*Given request*.
Pictures do not belong in the copy. Return all of the entries exactly.

*Excerpted records*.

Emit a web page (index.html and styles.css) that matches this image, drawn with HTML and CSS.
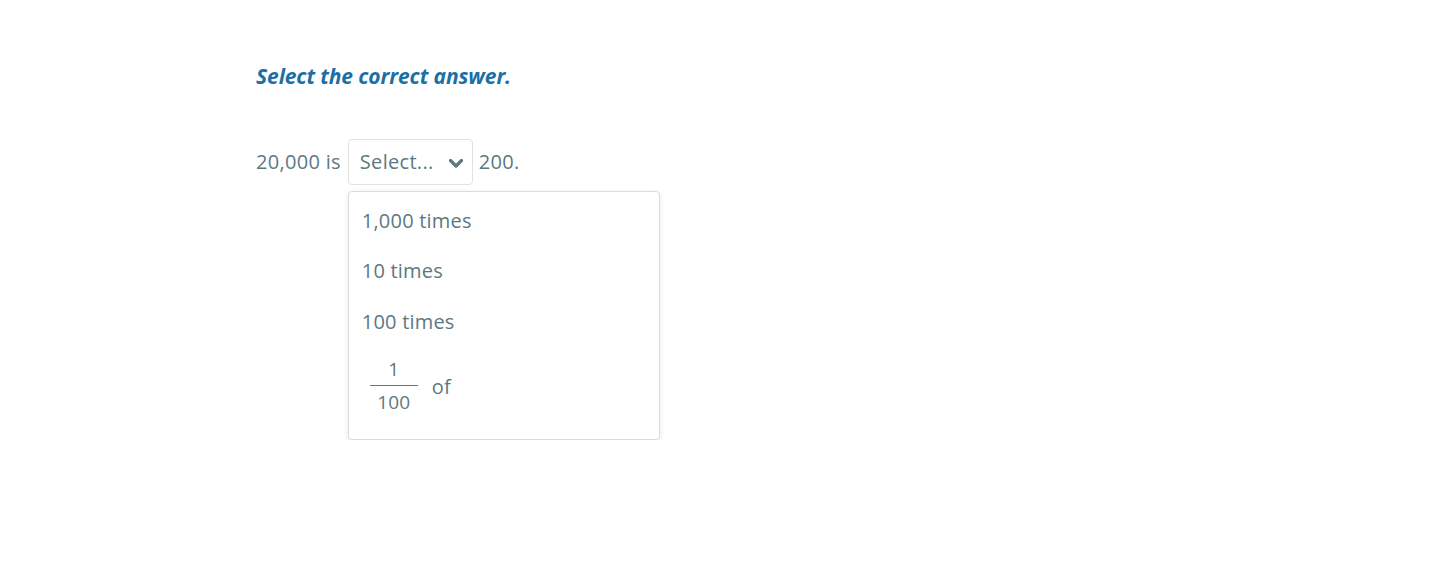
FILE: index.html
```html
<!DOCTYPE html>
<html>
<head>
<meta charset="utf-8">
<link rel="stylesheet" href="styles.css">
</head>
<body>
<div class="page">
  <h1 class="prompt">Select the correct answer.</h1>
  <div class="question">
    <span class="txt">20,000 is</span>
    <div class="select-wrap">
      <div class="select">
        <span>Select...</span>
        <svg class="chev" width="16" height="12" viewBox="0 0 16 12"><path d="M2.5 3.5 L8 9 L13.5 3.5" fill="none" stroke="#5d7882" stroke-width="3.2" stroke-linecap="round" stroke-linejoin="round"/></svg>
      </div>
      <div class="menu">
        <div class="opt">1,000 times</div>
        <div class="opt">10 times</div>
        <div class="opt">100 times</div>
        <div class="opt frac-opt">
          <span class="frac"><span class="num">1</span><span class="den">100</span></span>
          <span class="of">of</span>
        </div>
      </div>
    </div>
    <span class="txt">200.</span>
  </div>
</div>
</body>
</html>
```

FILE: styles.css
```css
html, body {
  margin: 0;
  padding: 0;
  background: #fff;
}
body {
  font-family: "Open Sans", "Noto Sans", sans-serif;
  color: #5d7882;
}
.page {
  padding: 62px 0 0 256px;
}
.prompt {
  margin: 0;
  font-size: 21px;
  font-weight: 700;
  font-style: italic;
  color: #1b6fa5;
  line-height: 28px;
  letter-spacing: -0.1px;
}
.question {
  margin-top: 49px;
  display: flex;
  align-items: flex-start;
  font-size: 20px;
  letter-spacing: 0.3px;
}
.txt {
  line-height: 45px;
}
.select-wrap {
  width: 125px;
  margin: 0 6px 0 7px;
  display: flex;
  flex-direction: column;
  align-items: flex-start;
  gap: 6px;
}
.select {
  box-sizing: border-box;
  height: 46px;
  width: 125px;
  border: 1px solid #e1e1e1;
  border-radius: 4px;
  display: flex;
  align-items: center;
  justify-content: space-between;
  padding: 0 8px 0 11px;
  line-height: 1;
}
.chev {
  display: block;
  margin-top: 2px;
}
.menu {
  flex: none;
  width: 312px;
  box-sizing: border-box;
  padding: 3px 0 13px;
  background: #fff;
  border: 1px solid #dcdcdc;
  border-radius: 4px;
  box-shadow: 0 2px 6px rgba(0,0,0,0.09);
}
.opt {
  padding: 0 13px;
  height: 50.5px;
  display: flex;
  align-items: center;
  font-size: 20px;
  letter-spacing: 0.2px;
}
.frac-opt {
  height: 79px;
  padding-left: 21px;
}
.frac {
  display: inline-flex;
  flex-direction: column;
  align-items: center;
  line-height: 1;
  font-size: 19px;
}
.num {
  display: block;
  padding: 0 0 6px;
  border-bottom: 1px solid #5d7882;
  width: 48px;
  text-align: center;
}
.den {
  display: block;
  padding-top: 7px;
}
.of {
  margin-left: 14px;
}
```
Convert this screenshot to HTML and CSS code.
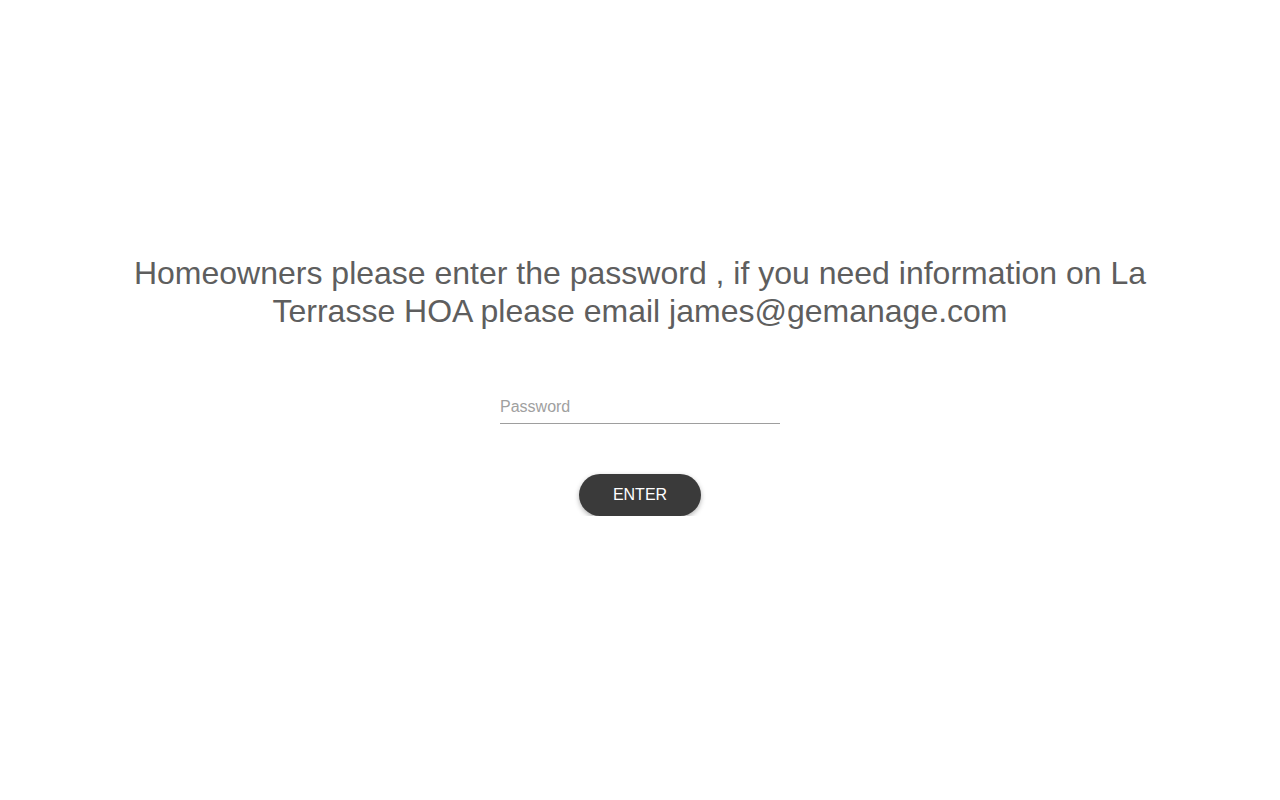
FILE: index.html
```html
<!DOCTYPE html>
<html>
<head>
<meta charset="utf-8">
<link rel="stylesheet" href="styles.css">
</head>
<body>
<main class="page">
  <h1 class="intro">Homeowners please enter the password , if you need information on La Terrasse HOA please email james@gemanage.com</h1>
  <form class="login">
    <input class="password" type="password" placeholder="Password">
    <button class="enter" type="button">ENTER</button>
  </form>
</main>
</body>
</html>
```

FILE: styles.css
```css
html, body {
  margin: 0;
  padding: 0;
  background: #fff;
}
body {
  font-family: "Liberation Sans", Arial, sans-serif;
}
.page {
  display: flex;
  flex-direction: column;
  align-items: center;
  padding-top: 254px;
}
.intro {
  margin: 0;
  width: 1060px;
  font-size: 32px;
  line-height: 38px;
  font-weight: normal;
  color: #5e5e5e;
  text-align: center;
}
.login {
  display: flex;
  flex-direction: column;
  align-items: center;
  margin-top: 64px;
}
.password {
  box-sizing: border-box;
  width: 280px;
  height: 30px;
  border: none;
  border-bottom: 1px solid #9e9e9e;
  padding: 0 0 4px 0;
  font-family: "Liberation Sans", Arial, sans-serif;
  font-size: 16px;
  color: #333;
  outline: none;
  background: transparent;
}
.password::placeholder {
  color: #a0a0a0;
}
.enter {
  margin-top: 50px;
  width: 122px;
  height: 42px;
  border: none;
  border-radius: 21px;
  background: #3a3a3a;
  color: #fff;
  font-family: "Liberation Sans", Arial, sans-serif;
  font-size: 16px;
  box-shadow: 0 2px 5px rgba(0,0,0,0.3);
  cursor: pointer;
}
```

*Task answer*.
Emit a web page (index.html and styles.css) that matches this image, drawn with HTML and CSS.
FILE: index.html
```html
<!DOCTYPE html>
<html>
<head>
<meta charset="utf-8">
<link rel="stylesheet" href="styles.css">
</head>
<body>
<div class="page">
  <h1 class="prompt">Select the correct answer.</h1>
  <div class="question">
    <span class="txt">20,000 is</span>
    <div class="select-wrap">
      <div class="select">
        <span>Select...</span>
        <svg class="chev" width="16" height="12" viewBox="0 0 16 12"><path d="M2.5 3.5 L8 9 L13.5 3.5" fill="none" stroke="#5d7882" stroke-width="3.2" stroke-linecap="round" stroke-linejoin="round"/></svg>
      </div>
      <div class="menu">
        <div class="opt">1,000 times</div>
        <div class="opt">10 times</div>
        <div class="opt">100 times</div>
        <div class="opt frac-opt">
          <span class="frac"><span class="num">1</span><span class="den">100</span></span>
          <span class="of">of</span>
        </div>
      </div>
    </div>
    <span class="txt">200.</span>
  </div>
</div>
</body>
</html>
```

FILE: styles.css
```css
html, body {
  margin: 0;
  padding: 0;
  background: #fff;
}
body {
  font-family: "Open Sans", "Noto Sans", sans-serif;
  color: #5d7882;
}
.page {
  padding: 62px 0 0 256px;
}
.prompt {
  margin: 0;
  font-size: 21px;
  font-weight: 700;
  font-style: italic;
  color: #1b6fa5;
  line-height: 28px;
  letter-spacing: -0.1px;
}
.question {
  margin-top: 49px;
  display: flex;
  align-items: flex-start;
  font-size: 20px;
  letter-spacing: 0.3px;
}
.txt {
  line-height: 45px;
}
.select-wrap {
  width: 125px;
  margin: 0 6px 0 7px;
  display: flex;
  flex-direction: column;
  align-items: flex-start;
  gap: 6px;
}
.select {
  box-sizing: border-box;
  height: 46px;
  width: 125px;
  border: 1px solid #e1e1e1;
  border-radius: 4px;
  display: flex;
  align-items: center;
  justify-content: space-between;
  padding: 0 8px 0 11px;
  line-height: 1;
}
.chev {
  display: block;
  margin-top: 2px;
}
.menu {
  flex: none;
  width: 312px;
  box-sizing: border-box;
  padding: 3px 0 13px;
  background: #fff;
  border: 1px solid #dcdcdc;
  border-radius: 4px;
  box-shadow: 0 2px 6px rgba(0,0,0,0.09);
}
.opt {
  padding: 0 13px;
  height: 50.5px;
  display: flex;
  align-items: center;
  font-size: 20px;
  letter-spacing: 0.2px;
}
.frac-opt {
  height: 79px;
  padding-left: 21px;
}
.frac {
  display: inline-flex;
  flex-direction: column;
  align-items: center;
  line-height: 1;
  font-size: 19px;
}
.num {
  display: block;
  padding: 0 0 6px;
  border-bottom: 1px solid #5d7882;
  width: 48px;
  text-align: center;
}
.den {
  display: block;
  padding-top: 7px;
}
.of {
  margin-left: 14px;
}
```
Convert this screenshot to HTML and CSS code.
FILE: index.html
```html
<!DOCTYPE html>
<html>
<head>
<meta charset="utf-8">
<link rel="stylesheet" href="styles.css">
</head>
<body>
<main class="page">
  <h1 class="intro">Homeowners please enter the password , if you need information on La Terrasse HOA please email james@gemanage.com</h1>
  <form class="login">
    <input class="password" type="password" placeholder="Password">
    <button class="enter" type="button">ENTER</button>
  </form>
</main>
</body>
</html>
```

FILE: styles.css
```css
html, body {
  margin: 0;
  padding: 0;
  background: #fff;
}
body {
  font-family: "Liberation Sans", Arial, sans-serif;
}
.page {
  display: flex;
  flex-direction: column;
  align-items: center;
  padding-top: 254px;
}
.intro {
  margin: 0;
  width: 1060px;
  font-size: 32px;
  line-height: 38px;
  font-weight: normal;
  color: #5e5e5e;
  text-align: center;
}
.login {
  display: flex;
  flex-direction: column;
  align-items: center;
  margin-top: 64px;
}
.password {
  box-sizing: border-box;
  width: 280px;
  height: 30px;
  border: none;
  border-bottom: 1px solid #9e9e9e;
  padding: 0 0 4px 0;
  font-family: "Liberation Sans", Arial, sans-serif;
  font-size: 16px;
  color: #333;
  outline: none;
  background: transparent;
}
.password::placeholder {
  color: #a0a0a0;
}
.enter {
  margin-top: 50px;
  width: 122px;
  height: 42px;
  border: none;
  border-radius: 21px;
  background: #3a3a3a;
  color: #fff;
  font-family: "Liberation Sans", Arial, sans-serif;
  font-size: 16px;
  box-shadow: 0 2px 5px rgba(0,0,0,0.3);
  cursor: pointer;
}
```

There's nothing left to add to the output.